▶ [Set problem]
Render the following material again verbatim, leaving nothing out.

▶ [Provided data]
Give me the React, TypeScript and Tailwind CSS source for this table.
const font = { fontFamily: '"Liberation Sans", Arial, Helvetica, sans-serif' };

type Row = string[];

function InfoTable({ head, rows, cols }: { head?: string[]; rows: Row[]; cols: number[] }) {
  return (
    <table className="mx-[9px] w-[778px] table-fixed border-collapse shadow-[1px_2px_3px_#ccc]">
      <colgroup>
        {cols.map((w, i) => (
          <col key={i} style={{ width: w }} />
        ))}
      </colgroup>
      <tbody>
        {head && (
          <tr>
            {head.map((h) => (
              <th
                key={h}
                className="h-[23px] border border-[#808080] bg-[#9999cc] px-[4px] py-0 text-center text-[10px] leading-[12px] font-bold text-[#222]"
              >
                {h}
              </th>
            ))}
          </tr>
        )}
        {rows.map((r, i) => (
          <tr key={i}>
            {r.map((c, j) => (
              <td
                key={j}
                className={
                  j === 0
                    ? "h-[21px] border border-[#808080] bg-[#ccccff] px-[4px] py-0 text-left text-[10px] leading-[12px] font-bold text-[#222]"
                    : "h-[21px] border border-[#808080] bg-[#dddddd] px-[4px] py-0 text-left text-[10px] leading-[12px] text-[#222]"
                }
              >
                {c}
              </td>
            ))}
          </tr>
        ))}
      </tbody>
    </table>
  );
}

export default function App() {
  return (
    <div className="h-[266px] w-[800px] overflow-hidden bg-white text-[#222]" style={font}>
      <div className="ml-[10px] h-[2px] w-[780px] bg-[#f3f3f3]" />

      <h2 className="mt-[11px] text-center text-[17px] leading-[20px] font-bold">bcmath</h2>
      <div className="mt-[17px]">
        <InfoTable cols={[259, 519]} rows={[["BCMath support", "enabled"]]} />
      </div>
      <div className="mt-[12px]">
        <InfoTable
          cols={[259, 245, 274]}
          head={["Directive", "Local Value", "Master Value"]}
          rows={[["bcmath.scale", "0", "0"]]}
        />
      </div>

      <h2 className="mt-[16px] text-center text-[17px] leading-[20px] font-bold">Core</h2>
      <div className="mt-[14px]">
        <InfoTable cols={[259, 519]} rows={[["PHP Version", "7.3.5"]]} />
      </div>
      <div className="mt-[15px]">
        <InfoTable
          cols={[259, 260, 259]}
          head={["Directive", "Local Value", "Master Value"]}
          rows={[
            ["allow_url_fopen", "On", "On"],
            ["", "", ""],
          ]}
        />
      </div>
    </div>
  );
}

▶ [Task result]
Give me the React, TypeScript and Tailwind CSS source for this table.
const font = { fontFamily: '"Liberation Sans", Arial, Helvetica, sans-serif' };

type Row = string[];

function InfoTable({ head, rows, cols }: { head?: string[]; rows: Row[]; cols: number[] }) {
  return (
    <table className="mx-[9px] w-[778px] table-fixed border-collapse shadow-[1px_2px_3px_#ccc]">
      <colgroup>
        {cols.map((w, i) => (
          <col key={i} style={{ width: w }} />
        ))}
      </colgroup>
      <tbody>
        {head && (
          <tr>
            {head.map((h) => (
              <th
                key={h}
                className="h-[23px] border border-[#808080] bg-[#9999cc] px-[4px] py-0 text-center text-[10px] leading-[12px] font-bold text-[#222]"
              >
                {h}
              </th>
            ))}
          </tr>
        )}
        {rows.map((r, i) => (
          <tr key={i}>
            {r.map((c, j) => (
              <td
                key={j}
                className={
                  j === 0
                    ? "h-[21px] border border-[#808080] bg-[#ccccff] px-[4px] py-0 text-left text-[10px] leading-[12px] font-bold text-[#222]"
                    : "h-[21px] border border-[#808080] bg-[#dddddd] px-[4px] py-0 text-left text-[10px] leading-[12px] text-[#222]"
                }
              >
                {c}
              </td>
            ))}
          </tr>
        ))}
      </tbody>
    </table>
  );
}

export default function App() {
  return (
    <div className="h-[266px] w-[800px] overflow-hidden bg-white text-[#222]" style={font}>
      <div className="ml-[10px] h-[2px] w-[780px] bg-[#f3f3f3]" />

      <h2 className="mt-[11px] text-center text-[17px] leading-[20px] font-bold">bcmath</h2>
      <div className="mt-[17px]">
        <InfoTable cols={[259, 519]} rows={[["BCMath support", "enabled"]]} />
      </div>
      <div className="mt-[12px]">
        <InfoTable
          cols={[259, 245, 274]}
          head={["Directive", "Local Value", "Master Value"]}
          rows={[["bcmath.scale", "0", "0"]]}
        />
      </div>

      <h2 className="mt-[16px] text-center text-[17px] leading-[20px] font-bold">Core</h2>
      <div className="mt-[14px]">
        <InfoTable cols={[259, 519]} rows={[["PHP Version", "7.3.5"]]} />
      </div>
      <div className="mt-[15px]">
        <InfoTable
          cols={[259, 260, 259]}
          head={["Directive", "Local Value", "Master Value"]}
          rows={[
            ["allow_url_fopen", "On", "On"],
            ["", "", ""],
          ]}
        />
      </div>
    </div>
  );
}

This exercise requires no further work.